Nous regretterons peut-être l’absence d’un chapitre consacré à la prise en mains de l’entreprise par le successeur/repreneur. Cette étape post-acquisition est particulièrement paradoxale par l’enchevêtrement de situations, d’états contradictoires. Là encore, les choses ne sont pas toujours aussi simples qu’il y paraît, bien au contraire. D’où la nécessité de sensibiliser les candidats repreneurs aux risques d’un contrecoup psychologique, de blocages sociaux ou, pis encore, au dégât humain irréversible que peut provoquer une greffe non réussie.

Toutefois, les auteurs ont pris le soin d’adapter l’ouvrage à tout type de lecteur. Nous ne pouvons que les complimenter sur ce travail de synthèse, nourri de nombreux exemples, notamment d’extraits de témoignages et d’outils synthétiques d’aide à la réflexion. Autrement dit, il est particulièrement riche d’enseignements pour le lecteur.
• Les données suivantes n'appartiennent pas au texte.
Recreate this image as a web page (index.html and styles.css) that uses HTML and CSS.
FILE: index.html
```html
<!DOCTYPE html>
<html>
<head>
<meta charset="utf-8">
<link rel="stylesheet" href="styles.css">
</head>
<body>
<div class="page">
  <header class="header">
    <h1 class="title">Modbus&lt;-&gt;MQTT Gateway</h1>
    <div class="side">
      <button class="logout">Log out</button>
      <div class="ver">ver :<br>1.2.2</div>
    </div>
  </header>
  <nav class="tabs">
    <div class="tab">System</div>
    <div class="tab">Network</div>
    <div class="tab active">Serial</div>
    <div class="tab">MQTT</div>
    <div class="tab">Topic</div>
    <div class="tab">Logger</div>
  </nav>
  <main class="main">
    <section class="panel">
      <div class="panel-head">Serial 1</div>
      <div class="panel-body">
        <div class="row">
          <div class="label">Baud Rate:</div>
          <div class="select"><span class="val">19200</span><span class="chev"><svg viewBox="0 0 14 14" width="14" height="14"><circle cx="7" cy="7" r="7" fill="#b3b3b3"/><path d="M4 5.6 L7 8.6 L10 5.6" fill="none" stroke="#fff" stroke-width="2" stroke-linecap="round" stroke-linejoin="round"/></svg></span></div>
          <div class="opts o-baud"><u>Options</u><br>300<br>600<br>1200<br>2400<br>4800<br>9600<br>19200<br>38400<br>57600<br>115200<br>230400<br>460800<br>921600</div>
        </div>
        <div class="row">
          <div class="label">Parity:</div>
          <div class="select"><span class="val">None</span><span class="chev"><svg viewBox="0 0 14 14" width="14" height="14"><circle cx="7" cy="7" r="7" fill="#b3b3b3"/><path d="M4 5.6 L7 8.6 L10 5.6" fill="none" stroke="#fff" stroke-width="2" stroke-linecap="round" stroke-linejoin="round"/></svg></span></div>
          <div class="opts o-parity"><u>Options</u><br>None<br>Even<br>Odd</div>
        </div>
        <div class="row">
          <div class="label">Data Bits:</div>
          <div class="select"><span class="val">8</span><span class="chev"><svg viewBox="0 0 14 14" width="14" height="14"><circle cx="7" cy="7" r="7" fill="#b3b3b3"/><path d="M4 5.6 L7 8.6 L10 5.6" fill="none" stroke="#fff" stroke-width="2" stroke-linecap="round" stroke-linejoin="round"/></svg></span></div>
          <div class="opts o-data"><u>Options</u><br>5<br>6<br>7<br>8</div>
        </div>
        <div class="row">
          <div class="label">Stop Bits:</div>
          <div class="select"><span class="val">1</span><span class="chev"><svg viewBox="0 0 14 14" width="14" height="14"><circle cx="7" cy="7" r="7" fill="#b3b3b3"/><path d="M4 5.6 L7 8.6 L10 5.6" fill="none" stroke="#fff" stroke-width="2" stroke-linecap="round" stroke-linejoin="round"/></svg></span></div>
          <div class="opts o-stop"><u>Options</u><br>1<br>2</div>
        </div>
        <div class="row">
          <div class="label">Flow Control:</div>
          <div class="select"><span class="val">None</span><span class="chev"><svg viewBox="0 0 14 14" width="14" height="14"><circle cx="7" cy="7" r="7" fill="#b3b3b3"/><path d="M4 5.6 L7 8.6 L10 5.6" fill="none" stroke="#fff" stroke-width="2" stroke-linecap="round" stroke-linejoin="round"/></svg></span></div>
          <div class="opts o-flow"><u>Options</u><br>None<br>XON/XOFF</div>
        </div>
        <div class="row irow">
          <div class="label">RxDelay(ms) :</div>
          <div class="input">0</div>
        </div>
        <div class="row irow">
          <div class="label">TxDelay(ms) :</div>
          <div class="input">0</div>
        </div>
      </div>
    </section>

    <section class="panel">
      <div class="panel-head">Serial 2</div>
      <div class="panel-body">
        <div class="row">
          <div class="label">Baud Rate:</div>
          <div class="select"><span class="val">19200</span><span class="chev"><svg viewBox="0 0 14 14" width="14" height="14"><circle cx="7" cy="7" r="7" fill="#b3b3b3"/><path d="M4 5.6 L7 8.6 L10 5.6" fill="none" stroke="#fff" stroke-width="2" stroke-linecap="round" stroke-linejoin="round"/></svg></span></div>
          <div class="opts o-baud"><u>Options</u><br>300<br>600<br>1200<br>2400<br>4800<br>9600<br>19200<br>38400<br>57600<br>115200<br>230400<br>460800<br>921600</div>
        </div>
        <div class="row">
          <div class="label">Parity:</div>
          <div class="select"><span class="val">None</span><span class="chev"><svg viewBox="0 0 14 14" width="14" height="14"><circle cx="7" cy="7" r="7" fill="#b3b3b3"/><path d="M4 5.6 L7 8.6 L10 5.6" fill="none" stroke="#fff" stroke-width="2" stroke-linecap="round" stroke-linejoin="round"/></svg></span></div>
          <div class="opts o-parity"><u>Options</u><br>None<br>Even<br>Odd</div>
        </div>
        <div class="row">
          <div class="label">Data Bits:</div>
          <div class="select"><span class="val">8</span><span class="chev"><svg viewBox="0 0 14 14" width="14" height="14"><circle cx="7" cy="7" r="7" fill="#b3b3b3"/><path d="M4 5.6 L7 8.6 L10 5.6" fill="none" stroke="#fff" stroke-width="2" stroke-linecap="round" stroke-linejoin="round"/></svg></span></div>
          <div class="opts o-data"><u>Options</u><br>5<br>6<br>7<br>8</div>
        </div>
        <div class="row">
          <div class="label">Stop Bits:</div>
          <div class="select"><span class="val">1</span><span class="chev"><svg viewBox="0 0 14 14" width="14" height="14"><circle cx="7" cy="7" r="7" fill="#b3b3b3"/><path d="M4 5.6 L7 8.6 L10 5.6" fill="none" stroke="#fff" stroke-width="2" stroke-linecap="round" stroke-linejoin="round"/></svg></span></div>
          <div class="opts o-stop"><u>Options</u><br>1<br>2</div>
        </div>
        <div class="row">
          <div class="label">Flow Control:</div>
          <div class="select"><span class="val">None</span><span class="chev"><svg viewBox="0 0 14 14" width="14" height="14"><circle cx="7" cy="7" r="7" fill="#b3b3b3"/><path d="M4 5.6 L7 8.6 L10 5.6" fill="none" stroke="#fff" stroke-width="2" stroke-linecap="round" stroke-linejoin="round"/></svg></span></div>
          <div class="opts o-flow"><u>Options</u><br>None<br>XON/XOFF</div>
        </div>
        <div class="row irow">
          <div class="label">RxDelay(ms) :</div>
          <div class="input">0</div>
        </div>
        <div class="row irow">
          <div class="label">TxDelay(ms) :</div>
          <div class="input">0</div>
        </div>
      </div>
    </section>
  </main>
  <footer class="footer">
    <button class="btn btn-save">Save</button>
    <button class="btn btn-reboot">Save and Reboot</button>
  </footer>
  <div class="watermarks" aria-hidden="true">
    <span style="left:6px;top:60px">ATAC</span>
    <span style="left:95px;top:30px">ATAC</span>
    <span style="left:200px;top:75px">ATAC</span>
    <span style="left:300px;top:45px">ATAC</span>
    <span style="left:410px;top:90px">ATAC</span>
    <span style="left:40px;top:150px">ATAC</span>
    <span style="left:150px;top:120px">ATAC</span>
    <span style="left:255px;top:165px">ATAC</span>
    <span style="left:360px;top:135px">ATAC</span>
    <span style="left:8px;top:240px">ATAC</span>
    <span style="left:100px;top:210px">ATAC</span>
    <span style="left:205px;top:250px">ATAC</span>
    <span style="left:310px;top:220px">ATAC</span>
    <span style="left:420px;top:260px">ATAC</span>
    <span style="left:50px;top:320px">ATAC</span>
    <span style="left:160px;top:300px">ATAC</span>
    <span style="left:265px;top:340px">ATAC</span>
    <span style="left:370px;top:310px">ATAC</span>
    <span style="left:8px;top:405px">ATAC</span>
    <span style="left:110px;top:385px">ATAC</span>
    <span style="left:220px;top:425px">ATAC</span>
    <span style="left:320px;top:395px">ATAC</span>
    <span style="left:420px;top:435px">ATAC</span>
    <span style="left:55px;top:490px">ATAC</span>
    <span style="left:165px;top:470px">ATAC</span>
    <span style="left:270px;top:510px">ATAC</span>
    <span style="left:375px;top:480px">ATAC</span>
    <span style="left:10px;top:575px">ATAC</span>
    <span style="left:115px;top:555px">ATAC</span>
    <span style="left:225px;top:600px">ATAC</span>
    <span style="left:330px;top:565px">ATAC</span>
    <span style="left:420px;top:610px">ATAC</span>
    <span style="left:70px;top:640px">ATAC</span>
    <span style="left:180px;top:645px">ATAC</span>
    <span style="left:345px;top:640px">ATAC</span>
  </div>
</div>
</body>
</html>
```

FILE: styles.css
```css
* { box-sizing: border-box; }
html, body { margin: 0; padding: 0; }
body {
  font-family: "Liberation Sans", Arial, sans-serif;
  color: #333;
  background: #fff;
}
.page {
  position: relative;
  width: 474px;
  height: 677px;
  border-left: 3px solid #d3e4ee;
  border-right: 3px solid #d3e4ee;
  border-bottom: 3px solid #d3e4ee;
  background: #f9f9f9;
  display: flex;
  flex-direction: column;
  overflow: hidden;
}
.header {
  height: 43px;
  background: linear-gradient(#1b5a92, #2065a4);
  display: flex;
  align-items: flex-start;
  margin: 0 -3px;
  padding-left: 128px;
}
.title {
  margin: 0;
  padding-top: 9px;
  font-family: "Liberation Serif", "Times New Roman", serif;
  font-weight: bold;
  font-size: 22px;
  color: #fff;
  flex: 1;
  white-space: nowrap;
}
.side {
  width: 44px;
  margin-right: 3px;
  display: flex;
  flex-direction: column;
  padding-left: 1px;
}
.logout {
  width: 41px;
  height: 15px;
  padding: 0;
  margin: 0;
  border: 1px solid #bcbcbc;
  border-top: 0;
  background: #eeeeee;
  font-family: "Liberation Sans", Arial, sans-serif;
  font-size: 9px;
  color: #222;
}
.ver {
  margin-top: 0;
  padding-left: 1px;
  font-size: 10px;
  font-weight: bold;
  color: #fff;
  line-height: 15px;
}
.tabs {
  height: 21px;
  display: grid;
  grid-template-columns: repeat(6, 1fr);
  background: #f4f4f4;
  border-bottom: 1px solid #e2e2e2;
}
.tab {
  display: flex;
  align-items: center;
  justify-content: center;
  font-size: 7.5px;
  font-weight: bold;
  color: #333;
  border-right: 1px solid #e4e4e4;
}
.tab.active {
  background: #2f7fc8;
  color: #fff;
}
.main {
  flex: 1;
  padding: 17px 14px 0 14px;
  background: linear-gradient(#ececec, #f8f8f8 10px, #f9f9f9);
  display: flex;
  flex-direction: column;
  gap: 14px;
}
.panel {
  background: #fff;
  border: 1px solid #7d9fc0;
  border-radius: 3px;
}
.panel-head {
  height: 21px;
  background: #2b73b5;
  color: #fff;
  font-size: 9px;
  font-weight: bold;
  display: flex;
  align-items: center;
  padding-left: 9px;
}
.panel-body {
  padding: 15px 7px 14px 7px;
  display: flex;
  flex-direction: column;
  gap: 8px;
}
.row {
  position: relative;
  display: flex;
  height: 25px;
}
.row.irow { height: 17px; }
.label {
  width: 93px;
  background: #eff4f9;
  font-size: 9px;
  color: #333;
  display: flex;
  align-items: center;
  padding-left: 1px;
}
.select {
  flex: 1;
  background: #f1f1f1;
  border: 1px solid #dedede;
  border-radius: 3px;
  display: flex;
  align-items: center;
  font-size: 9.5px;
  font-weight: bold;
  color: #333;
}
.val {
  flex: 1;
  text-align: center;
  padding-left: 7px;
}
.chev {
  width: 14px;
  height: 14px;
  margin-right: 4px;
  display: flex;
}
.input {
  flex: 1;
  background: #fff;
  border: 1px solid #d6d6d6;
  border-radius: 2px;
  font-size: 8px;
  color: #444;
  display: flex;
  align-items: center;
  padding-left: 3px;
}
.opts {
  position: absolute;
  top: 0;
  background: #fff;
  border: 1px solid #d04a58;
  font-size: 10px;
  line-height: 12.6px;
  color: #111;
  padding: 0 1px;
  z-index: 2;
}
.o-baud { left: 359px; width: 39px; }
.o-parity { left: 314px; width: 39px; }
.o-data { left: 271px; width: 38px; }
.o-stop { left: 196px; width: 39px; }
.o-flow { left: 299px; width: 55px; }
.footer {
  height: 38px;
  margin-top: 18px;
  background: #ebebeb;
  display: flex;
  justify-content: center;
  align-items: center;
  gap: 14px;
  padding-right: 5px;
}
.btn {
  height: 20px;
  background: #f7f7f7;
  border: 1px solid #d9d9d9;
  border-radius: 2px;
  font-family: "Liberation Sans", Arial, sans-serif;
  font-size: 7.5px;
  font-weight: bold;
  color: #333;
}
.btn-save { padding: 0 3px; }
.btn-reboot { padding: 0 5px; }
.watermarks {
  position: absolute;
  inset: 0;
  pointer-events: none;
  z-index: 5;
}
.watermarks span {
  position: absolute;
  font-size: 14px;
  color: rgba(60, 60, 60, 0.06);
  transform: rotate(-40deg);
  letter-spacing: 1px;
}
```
Cet ouvrage s’adresse, en priorité, à qui souhaite s’engager de près ou de loin dans une démarche de transmission/reprise. « Dans l’ensemble, ce livre devrait aider le prédécesseur/successeur, le successeur/repreneur, les membres de la famille ou toute autre partie prenante dans la compréhension des changements qui les attendent, que la transmission envisagée soit familiale ou pas » (p. 13). Les auteurs espèrent que « cet exercice de sensibilisation à la problématique de la transmission des PME permettra à chacune des parties prenantes de prendre des décisions plus éclairées et de poser des gestes plus assurés, favorisant ainsi la réussite du projet de continuité de l’entreprise » (p. 13).

Nous recommandons également la lecture de ce livre aux étudiants des universités (masters spécialisés en transmission et PME) et des écoles de commerce ainsi qu’aux enseignants-chercheurs afin d’enrichir leurs connaissances et savoirs dans le domaine. Et en terminant, nous souhaitons que cet ouvrage mobilise davantage de chercheurs autour de cette thématique et plaidons en faveur de la pluridisciplinarité (gestion, économie, droit, psychologie, sociologie, etc.) afin de provoquer une fertilisation croisée des réflexions et expériences sur la problématique de la transmission de PME.